• Problem statement
Using the data below, copy each line that includes the word "index".

--------

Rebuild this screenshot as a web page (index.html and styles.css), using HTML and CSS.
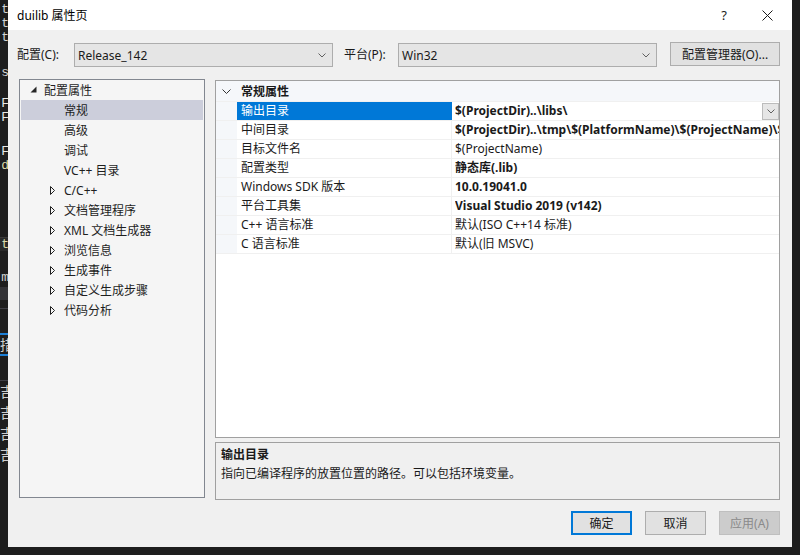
FILE: index.html
```html
<!DOCTYPE html>
<html lang="zh-CN">
<head>
<meta charset="utf-8">
<title>duilib 属性页</title>
<link rel="stylesheet" href="styles.css">
</head>
<body>
<div class="screen">
  <!-- code editor behind the dialog -->
  <div class="strip">
    <div class="ln l-top">t</div>
    <div class="ln">t</div>
    <div class="ln">t</div>
    <div class="sp sp21"></div>
    <div class="ln">s</div>
    <div class="sp sp17"></div>
    <div class="ln ln-f">F</div>
    <div class="ln ln-f">F</div>
    <div class="sp sp20"></div>
    <div class="ln ln-f">F</div>
    <div class="ln ln-y">d</div>
    <div class="sp sp64"></div>
    <div class="ln band ln-y">t</div>
    <div class="sp sp20"></div>
    <div class="ln">m</div>
    <div class="sp sp2"></div>
    <div class="band band-dark"></div>
    <div class="sp sp8"></div>
    <div class="rule rule-gray"></div>
    <div class="sp sp24"></div>
    <div class="rule rule-blue"></div>
    <div class="ln ln-cjk">措</div>
    <div class="rule rule-blue"></div>
    <div class="sp sp24"></div>
    <div class="rule rule-gray"></div>
    <div class="ln ln-cjk tall">吉</div>
    <div class="ln ln-cjk tall">吉</div>
    <div class="ln ln-cjk tall">吉</div>
    <div class="ln ln-cjk tall">吉</div>
  </div>

  <div class="dialog">
    <header class="titlebar">
      <span class="title">duilib 属性页</span>
      <span class="help">?</span>
      <span class="close">
        <svg width="11" height="11" viewBox="0 0 11 11"><path d="M0.5 0.5 L10.5 10.5 M10.5 0.5 L0.5 10.5" stroke="#1a1a1a" stroke-width="1" fill="none"/></svg>
      </span>
    </header>

    <div class="body">
      <div class="toolbar">
        <span class="lbl lbl-cfg">配置(C):</span>
        <div class="select">
          <span class="select-text">Release_142</span>
          <svg class="chev" width="8" height="5" viewBox="0 0 8 5"><path d="M0.5 0.5 L4 4 L7.5 0.5" stroke="#606060" fill="none"/></svg>
        </div>
        <span class="lbl lbl-plat">平台(P):</span>
        <div class="select">
          <span class="select-text">Win32</span>
          <svg class="chev" width="8" height="5" viewBox="0 0 8 5"><path d="M0.5 0.5 L4 4 L7.5 0.5" stroke="#606060" fill="none"/></svg>
        </div>
        <button class="btn btn-mgr">配置管理器(O)...</button>
      </div>

      <div class="main">
        <div class="tree">
          <div class="node lvl1">
            <span class="exp"><svg width="7" height="7" viewBox="0 0 7 7"><path d="M6.5 0.5 L6.5 6.5 L0.5 6.5 Z" fill="#262626"/></svg></span>
            <span>配置属性</span>
          </div>
          <div class="node lvl2 sel"><span class="exp"></span><span>常规</span></div>
          <div class="node lvl2"><span class="exp"></span><span>高级</span></div>
          <div class="node lvl2"><span class="exp"></span><span>调试</span></div>
          <div class="node lvl2"><span class="exp"></span><span>VC++ 目录</span></div>
          <div class="node lvl2"><span class="exp"><svg class="tri" width="6" height="9" viewBox="0 0 6 9"><path d="M0.5 0.5 L4.5 4.5 L0.5 8.5 Z" stroke="#1e1e1e" fill="none"/></svg></span><span>C/C++</span></div>
          <div class="node lvl2"><span class="exp"><svg class="tri" width="6" height="9" viewBox="0 0 6 9"><path d="M0.5 0.5 L4.5 4.5 L0.5 8.5 Z" stroke="#1e1e1e" fill="none"/></svg></span><span>文档管理程序</span></div>
          <div class="node lvl2"><span class="exp"><svg class="tri" width="6" height="9" viewBox="0 0 6 9"><path d="M0.5 0.5 L4.5 4.5 L0.5 8.5 Z" stroke="#1e1e1e" fill="none"/></svg></span><span>XML 文档生成器</span></div>
          <div class="node lvl2"><span class="exp"><svg class="tri" width="6" height="9" viewBox="0 0 6 9"><path d="M0.5 0.5 L4.5 4.5 L0.5 8.5 Z" stroke="#1e1e1e" fill="none"/></svg></span><span>浏览信息</span></div>
          <div class="node lvl2"><span class="exp"><svg class="tri" width="6" height="9" viewBox="0 0 6 9"><path d="M0.5 0.5 L4.5 4.5 L0.5 8.5 Z" stroke="#1e1e1e" fill="none"/></svg></span><span>生成事件</span></div>
          <div class="node lvl2"><span class="exp"><svg class="tri" width="6" height="9" viewBox="0 0 6 9"><path d="M0.5 0.5 L4.5 4.5 L0.5 8.5 Z" stroke="#1e1e1e" fill="none"/></svg></span><span>自定义生成步骤</span></div>
          <div class="node lvl2"><span class="exp"><svg class="tri" width="6" height="9" viewBox="0 0 6 9"><path d="M0.5 0.5 L4.5 4.5 L0.5 8.5 Z" stroke="#1e1e1e" fill="none"/></svg></span><span>代码分析</span></div>
        </div>

        <div class="side">
          <div class="grid">
            <div class="cat">
              <span class="cat-chev"><svg width="9" height="5" viewBox="0 0 9 5"><path d="M0.5 0.5 L4.5 4.5 L8.5 0.5" stroke="#333" fill="none"/></svg></span>
              <span class="cat-name">常规属性</span>
            </div>
            <div class="prop sel">
              <span class="gutter"></span>
              <span class="pname">输出目录</span>
              <span class="pval b"><span class="vtext">$(ProjectDir)..\libs\</span>
                <span class="drop"><svg width="8" height="5" viewBox="0 0 8 5"><path d="M0.5 0.5 L4 4 L7.5 0.5" stroke="#606060" fill="none"/></svg></span>
              </span>
            </div>
            <div class="prop"><span class="gutter"></span><span class="pname">中间目录</span><span class="pval b"><span class="vtext">$(ProjectDir)..\tmp\$(PlatformName)\$(ProjectName)\$(Configuration)\</span></span></div>
            <div class="prop"><span class="gutter"></span><span class="pname">目标文件名</span><span class="pval"><span class="vtext">$(ProjectName)</span></span></div>
            <div class="prop"><span class="gutter"></span><span class="pname">配置类型</span><span class="pval b"><span class="vtext">静态库(.lib)</span></span></div>
            <div class="prop"><span class="gutter"></span><span class="pname">Windows SDK 版本</span><span class="pval b"><span class="vtext">10.0.19041.0</span></span></div>
            <div class="prop"><span class="gutter"></span><span class="pname">平台工具集</span><span class="pval b"><span class="vtext">Visual Studio 2019 (v142)</span></span></div>
            <div class="prop"><span class="gutter"></span><span class="pname">C++ 语言标准</span><span class="pval"><span class="vtext">默认(ISO C++14 标准)</span></span></div>
            <div class="prop"><span class="gutter"></span><span class="pname">C 语言标准</span><span class="pval"><span class="vtext">默认(旧 MSVC)</span></span></div>
          </div>
          <div class="desc">
            <div class="desc-title">输出目录</div>
            <div class="desc-text">指向已编译程序的放置位置的路径。可以包括环境变量。</div>
          </div>
        </div>
      </div>

      <div class="footer">
        <button class="btn btn-foot btn-primary">确定</button>
        <button class="btn btn-foot">取消</button>
        <button class="btn btn-foot btn-disabled">应用(A)</button>
      </div>
    </div>
  </div>
</div>
</body>
</html>
```

FILE: styles.css
```css
* { box-sizing: border-box; }

html, body {
  margin: 0;
  padding: 0;
}

body {
  width: 800px;
  height: 555px;
  overflow: hidden;
  background: #1e1e1e;
  font-family: "Noto Sans", "Noto Sans CJK SC", sans-serif;
  font-size: 12px;
  color: #1a1a1a;
}

.screen {
  display: flex;
  width: 800px;
  height: 555px;
}

/* ---- editor strip on the left ---- */
.strip {
  width: 8px;
  flex: none;
  display: flex;
  flex-direction: column;
  overflow: hidden;
  background: #1e1e1e;
}
.ln {
  height: 14px;
  line-height: 14px;
  font-family: "Liberation Mono", monospace;
  font-size: 13px;
  color: #d4d4d4;
  text-align: right;
  white-space: nowrap;
  margin-right: -1px;
}
.l-top { margin-top: 3px; }
.ln-f { color: #e8e8e8; }
.ln-y { color: #dcdcaa; }
.ln-cjk {
  font-family: "Noto Sans CJK SC", sans-serif;
  font-size: 14px;
  height: 19px;
  line-height: 19px;
  color: #cfcfcf;
  margin-right: -6px;
}
.ln-cjk.tall { height: 21px; line-height: 21px; }
.band { background: #2a2a2a; border-top: 1px solid #3a3a3a; }
.band-dark { height: 13px; background: #333337; border-top: 0; }
.rule { height: 1px; flex: none; }
.rule-gray { background: #3f3f46; }
.rule-blue { height: 2px; background: #1c7fd6; }
.sp { flex: none; }
.sp2 { height: 2px; }
.sp8 { height: 8px; }
.sp17 { height: 17px; }
.sp20 { height: 20px; }
.sp21 { height: 21px; }
.sp24 { height: 24px; }
.sp64 { height: 64px; }

/* ---- dialog window ---- */
.dialog {
  width: 784px;
  height: 547px;
  flex: none;
  background: #f0f0f0;
  display: flex;
  flex-direction: column;
}

.titlebar {
  height: 30px;
  flex: none;
  background: #ffffff;
  display: flex;
  align-items: center;
  padding: 0 19px 0 9px;
}
.title { font-size: 12px; color: #000; }
.help {
  margin-left: auto;
  margin-right: 35px;
  font-size: 13px;
  color: #1a1a1a;
}
.close { display: flex; align-items: center; }

.body {
  flex: 1;
  display: flex;
  flex-direction: column;
  padding: 12px 12px 12px 11px;
}

/* ---- configuration toolbar ---- */
.toolbar {
  height: 25px;
  display: flex;
  align-items: flex-end;
  margin-left: -2px;
}
.lbl {
  flex: none;
  line-height: 24px;
  height: 24px;
}
.lbl-cfg { width: 57px; }
.lbl-plat { width: 54px; margin-left: 11px; }
.select {
  width: 259px;
  height: 24px;
  flex: none;
  background: #e5e5e5;
  border: 1px solid #adadad;
  display: flex;
  align-items: center;
  padding: 0 6px 0 3px;
}
.select-text { flex: 1; }
.chev { flex: none; }

.btn {
  font-family: inherit;
  font-size: 12px;
  color: #1a1a1a;
  background: #e1e1e1;
  border: 1px solid #adadad;
  height: 24px;
  padding: 0;
  margin: 0;
}
.btn-mgr {
  width: 110px;
  margin-left: auto;
  align-self: flex-start;
}

/* ---- tree + grid ---- */
.main {
  margin-top: 12px;
  height: 421px;
  display: flex;
  gap: 10px;
}

.tree {
  width: 186px;
  height: 419px;
  flex: none;
  background: #f5f5f5;
  border: 1px solid #828790;
  padding: 0 1px;
}
.node {
  height: 20px;
  display: flex;
  align-items: center;
  color: #1e1e1e;
}
.node .exp {
  width: 14px;
  flex: none;
  display: flex;
  align-items: center;
}
.lvl1 { padding-left: 9px; }
.lvl1 .exp { padding-bottom: 2px; }
.lvl2 { padding-left: 29px; }
.node.sel { background: #cccedb; }

.side {
  flex: 1;
  margin-top: 1px;
  display: flex;
  flex-direction: column;
  gap: 4px;
}

.grid {
  height: 358px;
  background: #ffffff;
  border: 1px solid #a0a0a0;
  overflow: hidden;
}
.cat {
  height: 21px;
  display: flex;
  align-items: center;
  background: #f5f7fa;
  border-bottom: 1px solid #f0f0f0;
}
.cat-chev {
  width: 25px;
  padding-left: 6px;
  display: flex;
  align-items: center;
}
.cat-name { font-weight: bold; }

.prop {
  height: 19px;
  display: grid;
  grid-template-columns: 21px 215px 1fr;
  border-bottom: 1px solid #f0f0f0;
}
.gutter { background: #f5f7fa; }
.pname {
  padding-left: 4px;
  line-height: 18px;
  border-right: 1px solid #f0f0f0;
  white-space: nowrap;
  overflow: hidden;
}
.pval {
  display: flex;
  align-items: center;
  min-width: 0;
  padding-left: 3px;
  line-height: 18px;
}
.vtext {
  flex: 1;
  white-space: nowrap;
  overflow: hidden;
}
.b { font-weight: bold; }
.prop.sel .pname {
  background: #0078d7;
  color: #ffffff;
  border-right-color: #0078d7;
}
.drop {
  width: 17px;
  height: 17px;
  flex: none;
  background: #e6e6e6;
  border: 1px solid #bcbcbc;
  display: flex;
  align-items: center;
  justify-content: center;
}

.desc {
  height: 58px;
  border: 1px solid #a0a0a0;
  background: #f0f0f0;
  padding: 2px 5px 0;
  line-height: 19px;
}
.desc-title { font-weight: bold; }

/* ---- dialog buttons ---- */
.footer {
  margin-top: 11px;
  display: flex;
  justify-content: flex-end;
  gap: 13px;
}
.btn-foot { width: 61px; }
.btn-primary { border: 2px solid #0078d7; }
.btn-disabled {
  background: #cccccc;
  border-color: #bfbfbf;
  color: #8a8a8a;
}
```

--------

• Exercise result
Rebuild this screenshot as a web page (index.html and styles.css), using HTML and CSS.
FILE: index.html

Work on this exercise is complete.